Nell'età degli eroi c'è chiaro questo contrasto perenne tra le genti maggiori e le genti minori. Vico fa l'esempio storico dell'antica Roma e del contrasto tra Patrizi e Plebei, ricchi e poveri.


Ma cosa vogliono le genti maggiori e le genti minori ?


Esiste secondo Vico quella che lui chiama "l'eterna legge dei Feudi".


L'eterna legge dei Feudi è, secondo lui, la legge del potere, secondo la quale chi ha il potere cerca sempre di conservarlo, e chi non ha il potere cerca sempre di conquistarlo.


Questo significa che le genti minori cercano sempre di riconquistare il potere che, invece, le genti maggiori cercano di resistere e conservare la situazione di supremazia. Alla fine, però, le genti minori, avranno la meglio. In quanto, nel processo di sviluppo, la ragione arriverà anche alle genti minori. Quindi alla fine le genti minori arriveranno alla parità con le genti maggiori. Questo, però arriverà per gradi.


La prima cosa che vogliono le genti minori, è la proprietà della terra che lavorano. Si tenga presente che le genti maggiori, non lavorano la terra, ma la fanno lavorare alle genti minori.

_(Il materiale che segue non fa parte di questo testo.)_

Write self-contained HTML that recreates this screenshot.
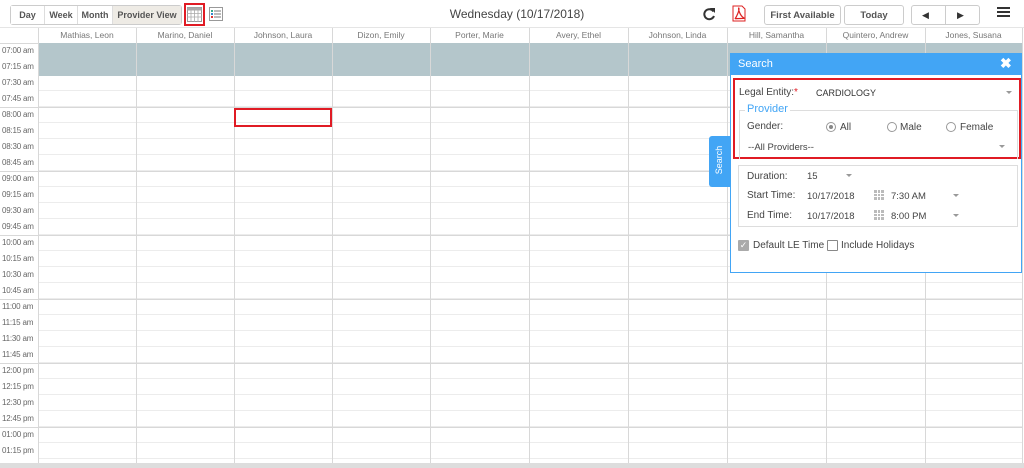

All'inizio verrà concesso solo il possesso. Lo scontro porta inevitabilmente all'acquisizione del diritto alla proprietà della terra. Dopo aver acquisito la proprietà, le genti minori vogliono poter trasferire questo diritto ai loro discendenti. Le genti minori, non avevano il diritto di fare testamento, come non avevano il diritto di contrarre matrimonio. Progressivamente questa è un'altra cosa che le genti minori ottengono, la possibilità di fare testamento e fare matrimonio.

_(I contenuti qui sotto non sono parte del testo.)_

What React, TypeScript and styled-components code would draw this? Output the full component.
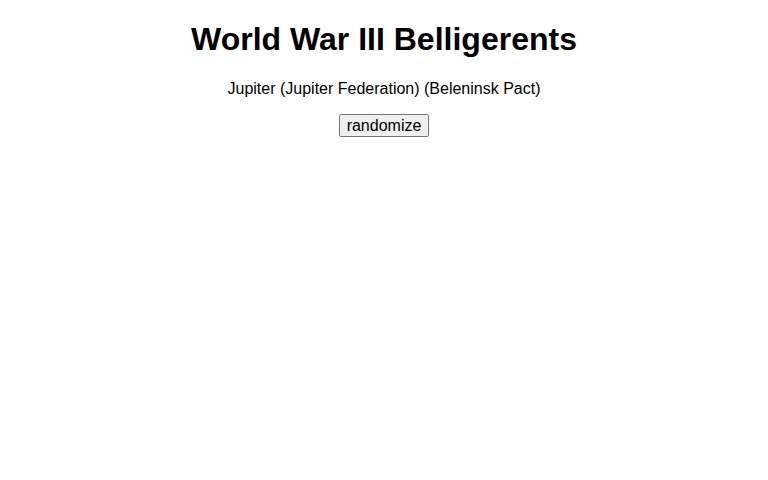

Ovviamente ognuna di queste acquisizioni è il frutto di rivolte e guerre civili.


Nel momento in cui le genti minori acquisiscono questi diritti, diventano pari con le genti maggiori: siamo nella terza era.


Nella terza era, l'età dell'uomo, è quella in cui tutti sono uguali, la ragione è sviluppata in tutti gli individui. Si è passati per quanto riguarda le forme di governo, dalla monarchia patriarcale della prima era, alla aristocrazia delle genti maggiori, tipica della seconda era, al Governo Repubblicano della terza era. Tutti sono uguali, non c'è più guerra civile, gli uomini vivono in pace.


Il ricorso storico.


Non è finita, secondo Vico, dopo la terza era, c'è la possibilità di un ritorno alla prima età, e questo lui lo chiama il ricorso storico.


Purtroppo, l'uomo è fatto in modo tale che, una volta in cui egli ha raggiunto la terza era, quella dell' uguaglianza, la fine delle guerre, in cui si gode di grande libertà, ma egli rischia di trasformare la libertà di cui gode in anarchia, in libertà di fare ciò che vuole. La terza era, dice Vico, è l'epoca in cui gli uomini depongono le armi, smettono di combattere, ed iniziano a dialogare. E' l' epoca  della filosofia, del dialogo, ma anche questi portano però alla supremazia di una verità su un'altra. In pratica, ciascuno dice la propria e alla fine, nell'età del dialogo, il rischio è quello di considerare la propria verità come la verità in assoluto. Quindi questa eccessiva libertà di pensiero potrebbe portare ad uno scontro di opinioni, in cui ciascuno è convinto di portare l'unica opinione vera. E questo scontro di opinioni porta alla creazione di fazioni e può arrivare a diventare violento. Dalle opinioni si passa ai fatti. Ogni partito cerca quindi di imporre la propria opinione sull'altro portando alla condizione di guerra civile, che altro non è che un imbarbarimento dell'uomo che lo porta ad uno stadio molto simile a quello della prima età.


In realtà questa condizione di guerra civile di questa epoca può avere diversi esiti:


il primo esito è quello che porta ad un nuovo tiranno, una persona che, in questa situazione si propone di riportare la pace;

il secondo esito è l'invasione straniera. Cioè uno stato civile, che, accortosi della nostra debolezza, ci invade. E' l'invasione di uno stato forte su una nazione in declino;

il terzo esito è proprio quello di un ricorso storico. Cioè gli individui in questo stadio di guerra civile, ritornano alla condizione della prima era e, in un progressivo recupero della ragione, cercano di ritornare di nuovo ad una terza era non più corrotta ma più pura.